The Kenyatta University has revoked a PhD awarded to one of its lecturers in 2018 after he was found guilty of plagiarising thesis of a senior lecturer at Usmanu Danfodiyo University in Sokoto, Nigeria.

Vice-Chancellor Prof Paul Wainaina in a statement said the university has also discontinued the lecturer who teaches in the social sciences department and who has since surrendered the original doctorate degree certificate that had been issued to him.

Prof Wainaina said the University received an email complaint in March 2019 from a senior lecturer alleging plagiarism against a Kenyatta University lecturer.

“The KU lecturer had been awarded a Phd on August 4 2018 for a thesis he had submitted. Upon receipt of the complaint, the Vice-Chancellor set up a committee to review the validity of the claims,” added the statement.

He said the committee handed in its report on April 12, 2019 which confirmed that there was “overwhelming evidence” of plagiarism against the KU lecturer and gave several recommendations of action to be taken.

“The investigations established that the lecturer and a staffer in his department had colluded to circumvent the internal KU mechanism where all thesis are subjected to anti-plagiarism software check when the same is turned in. Even though the thesis had failed the plagiarism check, the staffer had given the thesis the green light,” said Prof Wainaina.

He said the degree was withdrawn and the lecturer was ordered to return the original certificate awarded.

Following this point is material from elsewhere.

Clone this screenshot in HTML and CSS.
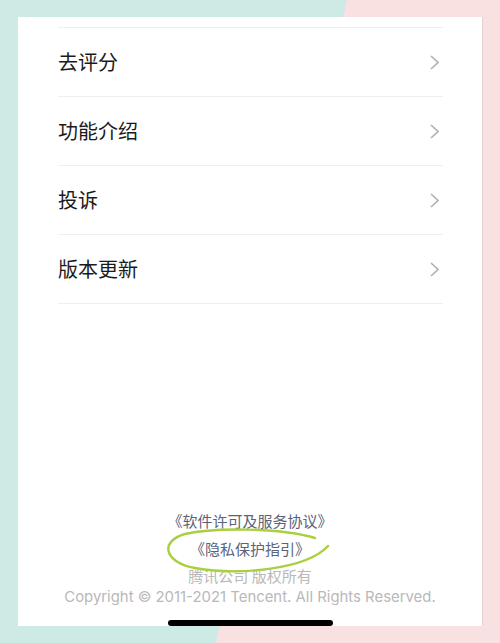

“The certificate has been returned and is in the custody of the University. The lecturer appeared before a student disciplinary committee on the same matter on Thursday September 19th 2019 and was discontinued,” said Prof Wainaina.

He said the University does not condone academic fraud and takes it mandate seriously by setting high academic standards.

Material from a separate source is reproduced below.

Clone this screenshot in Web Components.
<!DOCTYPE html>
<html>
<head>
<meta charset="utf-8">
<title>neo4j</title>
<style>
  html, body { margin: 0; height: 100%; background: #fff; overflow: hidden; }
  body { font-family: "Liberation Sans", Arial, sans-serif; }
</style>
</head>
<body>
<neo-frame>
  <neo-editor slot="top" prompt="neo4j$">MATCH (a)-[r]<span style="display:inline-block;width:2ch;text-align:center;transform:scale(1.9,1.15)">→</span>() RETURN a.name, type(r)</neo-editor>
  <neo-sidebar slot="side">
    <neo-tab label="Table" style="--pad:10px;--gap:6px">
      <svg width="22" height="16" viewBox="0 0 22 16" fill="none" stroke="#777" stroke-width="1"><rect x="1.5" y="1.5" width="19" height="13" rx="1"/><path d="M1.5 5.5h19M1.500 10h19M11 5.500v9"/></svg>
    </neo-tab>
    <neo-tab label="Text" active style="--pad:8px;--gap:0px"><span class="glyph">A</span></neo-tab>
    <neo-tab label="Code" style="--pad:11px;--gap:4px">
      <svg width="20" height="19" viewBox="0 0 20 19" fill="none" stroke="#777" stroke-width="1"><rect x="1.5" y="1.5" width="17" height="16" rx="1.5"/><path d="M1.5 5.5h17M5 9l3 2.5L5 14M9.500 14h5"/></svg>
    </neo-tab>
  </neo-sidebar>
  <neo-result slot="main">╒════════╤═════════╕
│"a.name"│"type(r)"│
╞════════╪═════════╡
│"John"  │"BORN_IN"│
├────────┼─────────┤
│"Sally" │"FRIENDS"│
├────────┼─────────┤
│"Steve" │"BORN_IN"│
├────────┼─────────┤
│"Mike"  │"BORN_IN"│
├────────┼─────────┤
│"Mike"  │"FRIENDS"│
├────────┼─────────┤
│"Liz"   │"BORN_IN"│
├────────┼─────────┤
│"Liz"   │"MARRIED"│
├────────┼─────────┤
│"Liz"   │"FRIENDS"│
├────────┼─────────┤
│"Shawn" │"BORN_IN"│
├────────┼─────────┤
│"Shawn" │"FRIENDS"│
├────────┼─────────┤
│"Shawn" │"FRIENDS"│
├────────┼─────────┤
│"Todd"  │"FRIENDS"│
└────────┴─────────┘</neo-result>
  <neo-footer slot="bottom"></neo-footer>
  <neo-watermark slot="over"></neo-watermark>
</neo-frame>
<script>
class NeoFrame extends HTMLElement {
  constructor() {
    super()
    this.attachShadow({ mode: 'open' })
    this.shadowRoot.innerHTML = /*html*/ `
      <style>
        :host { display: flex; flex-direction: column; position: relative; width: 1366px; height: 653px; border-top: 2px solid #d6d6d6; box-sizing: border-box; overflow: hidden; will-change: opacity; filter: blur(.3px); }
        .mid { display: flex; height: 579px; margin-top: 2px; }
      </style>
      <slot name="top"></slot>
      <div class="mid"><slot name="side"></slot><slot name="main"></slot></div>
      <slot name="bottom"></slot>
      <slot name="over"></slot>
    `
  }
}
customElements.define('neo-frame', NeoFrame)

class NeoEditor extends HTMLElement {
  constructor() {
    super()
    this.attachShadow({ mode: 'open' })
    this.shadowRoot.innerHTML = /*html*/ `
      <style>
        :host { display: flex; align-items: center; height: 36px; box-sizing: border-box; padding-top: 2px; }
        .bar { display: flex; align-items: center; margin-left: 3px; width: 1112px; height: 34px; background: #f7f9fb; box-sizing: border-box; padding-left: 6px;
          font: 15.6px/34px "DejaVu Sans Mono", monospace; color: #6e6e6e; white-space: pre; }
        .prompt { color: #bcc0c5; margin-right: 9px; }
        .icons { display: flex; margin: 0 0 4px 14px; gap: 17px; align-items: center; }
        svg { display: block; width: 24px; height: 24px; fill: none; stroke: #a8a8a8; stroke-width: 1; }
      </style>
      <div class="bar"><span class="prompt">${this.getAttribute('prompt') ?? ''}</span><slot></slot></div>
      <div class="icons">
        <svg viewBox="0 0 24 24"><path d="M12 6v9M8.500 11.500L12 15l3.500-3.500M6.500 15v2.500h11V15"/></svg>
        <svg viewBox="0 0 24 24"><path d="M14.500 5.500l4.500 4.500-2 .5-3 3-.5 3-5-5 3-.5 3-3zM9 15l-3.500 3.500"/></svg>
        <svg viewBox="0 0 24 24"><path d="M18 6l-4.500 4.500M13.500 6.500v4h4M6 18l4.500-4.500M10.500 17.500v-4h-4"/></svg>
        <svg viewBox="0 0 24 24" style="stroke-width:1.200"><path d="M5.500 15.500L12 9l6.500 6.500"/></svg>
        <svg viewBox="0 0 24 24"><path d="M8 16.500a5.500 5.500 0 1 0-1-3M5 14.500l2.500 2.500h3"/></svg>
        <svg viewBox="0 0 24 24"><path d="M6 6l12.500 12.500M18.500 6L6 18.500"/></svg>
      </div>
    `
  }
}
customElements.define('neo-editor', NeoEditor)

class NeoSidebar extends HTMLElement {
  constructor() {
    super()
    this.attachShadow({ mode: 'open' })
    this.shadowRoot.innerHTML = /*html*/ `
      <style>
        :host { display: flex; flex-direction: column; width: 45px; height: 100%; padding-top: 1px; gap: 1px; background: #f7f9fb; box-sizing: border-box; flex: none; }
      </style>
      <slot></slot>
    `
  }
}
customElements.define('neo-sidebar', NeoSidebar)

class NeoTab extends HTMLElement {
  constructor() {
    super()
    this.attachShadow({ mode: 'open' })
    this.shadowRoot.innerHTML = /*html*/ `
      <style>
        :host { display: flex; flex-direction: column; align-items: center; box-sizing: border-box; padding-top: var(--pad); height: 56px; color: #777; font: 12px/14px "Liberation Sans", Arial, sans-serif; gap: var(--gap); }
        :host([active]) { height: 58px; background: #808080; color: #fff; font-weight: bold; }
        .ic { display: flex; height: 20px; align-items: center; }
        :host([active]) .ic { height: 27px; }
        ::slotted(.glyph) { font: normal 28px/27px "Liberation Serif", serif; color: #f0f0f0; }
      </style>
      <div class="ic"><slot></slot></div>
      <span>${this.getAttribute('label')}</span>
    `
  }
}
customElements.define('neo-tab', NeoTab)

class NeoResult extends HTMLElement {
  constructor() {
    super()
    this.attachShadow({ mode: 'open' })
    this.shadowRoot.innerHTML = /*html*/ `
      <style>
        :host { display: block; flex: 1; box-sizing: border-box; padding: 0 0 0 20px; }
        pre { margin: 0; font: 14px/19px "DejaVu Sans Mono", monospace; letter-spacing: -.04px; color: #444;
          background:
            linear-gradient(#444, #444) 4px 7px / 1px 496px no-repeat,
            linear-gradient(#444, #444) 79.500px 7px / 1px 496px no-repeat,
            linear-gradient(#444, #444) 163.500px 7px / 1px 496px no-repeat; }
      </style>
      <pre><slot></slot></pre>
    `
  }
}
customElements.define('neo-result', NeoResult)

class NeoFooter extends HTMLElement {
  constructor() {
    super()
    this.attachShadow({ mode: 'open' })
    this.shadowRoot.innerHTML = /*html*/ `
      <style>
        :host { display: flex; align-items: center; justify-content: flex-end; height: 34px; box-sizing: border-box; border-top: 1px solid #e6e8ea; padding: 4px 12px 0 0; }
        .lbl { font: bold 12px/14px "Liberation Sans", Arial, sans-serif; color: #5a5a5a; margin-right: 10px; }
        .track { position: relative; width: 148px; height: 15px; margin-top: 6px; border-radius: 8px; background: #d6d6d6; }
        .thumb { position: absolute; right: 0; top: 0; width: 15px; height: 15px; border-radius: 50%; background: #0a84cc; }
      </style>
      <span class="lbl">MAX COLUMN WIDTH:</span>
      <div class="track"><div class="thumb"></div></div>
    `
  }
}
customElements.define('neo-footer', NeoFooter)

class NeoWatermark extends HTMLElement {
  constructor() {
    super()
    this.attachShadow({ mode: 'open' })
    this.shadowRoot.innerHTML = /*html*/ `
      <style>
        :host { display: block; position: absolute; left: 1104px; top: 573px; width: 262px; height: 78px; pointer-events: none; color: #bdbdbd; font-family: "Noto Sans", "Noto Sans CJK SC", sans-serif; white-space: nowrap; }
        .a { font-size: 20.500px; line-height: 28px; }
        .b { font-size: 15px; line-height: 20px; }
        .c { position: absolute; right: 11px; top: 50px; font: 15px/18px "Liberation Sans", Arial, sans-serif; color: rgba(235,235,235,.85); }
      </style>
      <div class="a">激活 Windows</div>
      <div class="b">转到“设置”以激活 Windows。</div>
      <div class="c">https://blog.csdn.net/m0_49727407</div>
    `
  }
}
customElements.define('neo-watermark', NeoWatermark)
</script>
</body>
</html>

“We will always respond swiftly to incidents where academic fraud has been alleged and take action. The integrity of the certificate issued by Kenyatta University must always be protected and we will always endeavor to uphold the highest academic standards and ethics,” said Prof Wainaina.

The Commission for University Education (CUE) yesterday welcomed the decision of the university to withdraw the degree.

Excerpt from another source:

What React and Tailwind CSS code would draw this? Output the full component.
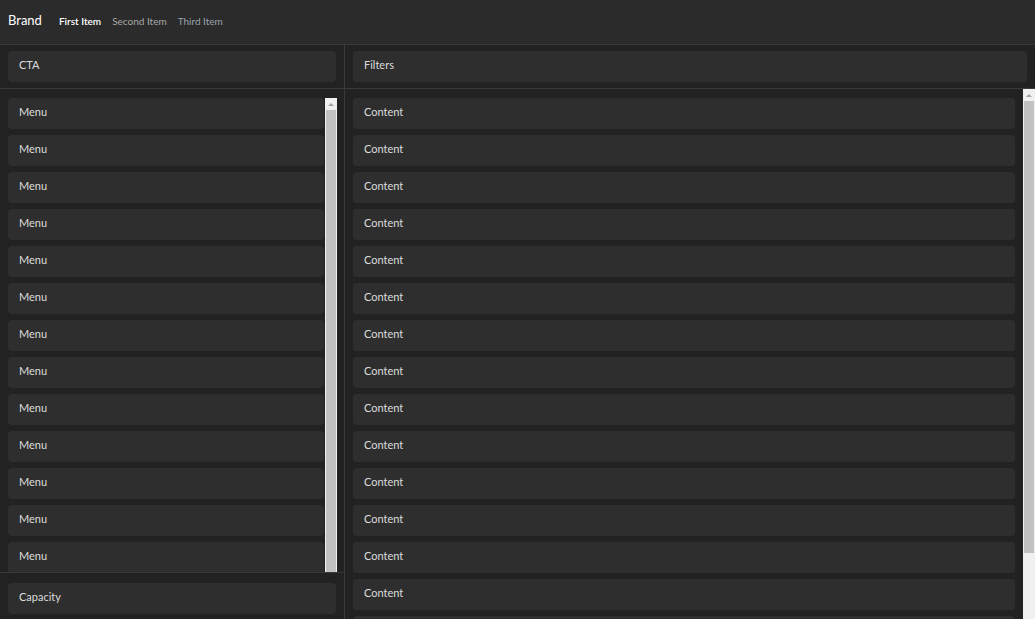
const menus = Array.from({ length: 13 }, (_, i) => i)
const contents = Array.from({ length: 17 }, (_, i) => i)

function Card({ children }) {
  return (
    <div className="flex h-[31px] shrink-0 items-center rounded bg-[#2e2e2e] px-[11px] pb-[2px] text-[11px] text-[#dcdcdc]">
      {children}
    </div>
  )
}

// the headless screenshot hides native scrollbars, so draw a classic light one
function ScrollBar({ thumb }) {
  return (
    <div className="flex w-[12px] shrink-0 flex-col bg-[#f1f1f1]">
      <div className="flex h-[12px] shrink-0 items-center justify-center">
        <div className="h-0 w-0 border-x-[3px] border-b-[3px] border-x-transparent border-b-[#a3a3a3]" />
      </div>
      <div className={`mx-px shrink-0 bg-[#c1c1c1] ${thumb}`} />
    </div>
  )
}

export default function App() {
  return (
    <div className="h-screen overflow-hidden bg-[#222222] font-['Lato','Open_Sans',sans-serif]">
      <div className="flex h-[638px] flex-col">
        <header className="flex h-[45px] shrink-0 items-center border-b border-[#3a3a3a] bg-[#2b2b2b] px-2 pb-[2px]">
          <span className="mr-[17px] text-[13px] text-white">Brand</span>
          <nav className="flex items-center gap-[11px] text-[10px]">
            <a className="font-semibold text-white">First Item</a>
            <a className="text-[#a8a8a8]">Second Item</a>
            <a className="text-[#9aa1ad]">Third Item</a>
          </nav>
        </header>

        <div className="flex min-h-0 flex-1">
          <aside className="flex w-[345px] shrink-0 flex-col border-r border-[#3a3a3a]">
            <div className="shrink-0 border-b border-[#3a3a3a] px-2 py-[6px]">
              <Card>CTA</Card>
            </div>
            <div className="mt-[9px] mr-[7px] ml-2 flex h-[474px] shrink-0 gap-px">
              <div className="flex min-w-0 flex-1 flex-col gap-[6px] overflow-hidden">
                {menus.map((i) => (
                  <Card key={i}>Menu</Card>
                ))}
              </div>
              <ScrollBar thumb="flex-1" />
            </div>
            <div className="shrink-0 border-t border-[#3a3a3a] px-2 pt-[10px]">
              <Card>Capacity</Card>
            </div>
          </aside>

          <main className="flex min-w-0 flex-1 flex-col">
            <div className="shrink-0 border-b border-[#3a3a3a] px-2 py-[6px]">
              <Card>Filters</Card>
            </div>
            <div className="flex min-h-0 flex-1">
              <div className="flex min-w-0 flex-1 flex-col gap-[6px] overflow-hidden px-2 pt-[9px]">
                {contents.map((i) => (
                  <Card key={i}>Content</Card>
                ))}
              </div>
              <ScrollBar thumb="h-[452px]" />
            </div>
          </main>
        </div>
      </div>
    </div>
  )
}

“The revocation was done as part of the KU’s internal quality assurance process which we applaud,” said CUE Chief executive officer Mwenda Ntarangwi.

Already Jomo Kenyatta University of agriculture (JKUAT) is reviewing 118 PhDs it awarded to students in June this year, after investigation by CUE revealed massive irregularities.

The University was in July given three months to meet and review the PhDs and submit to CUE evidence of the students’ publication of two articles in referred journals for each PhD awarded failure to which the non-conforming PhDs will be recalled until the graduation requirement is fulfilled.

CUE has directed JKUAT to also review all PhDs awarded in the past graduations.

A total of 327 PhD degrees and 2,101 master’s degrees were awarded during the 31st, 32nd and 33rd graduation ceremonies held in June 2018, November 2018, and June 2019.

CUE in 2016, revoked doctorate of philosophy degrees awarded to five students by Kisii University in December 2014.

It also revoked degrees of two students who were admitted into Master Degree programmes at the institution from other local universities irregularly.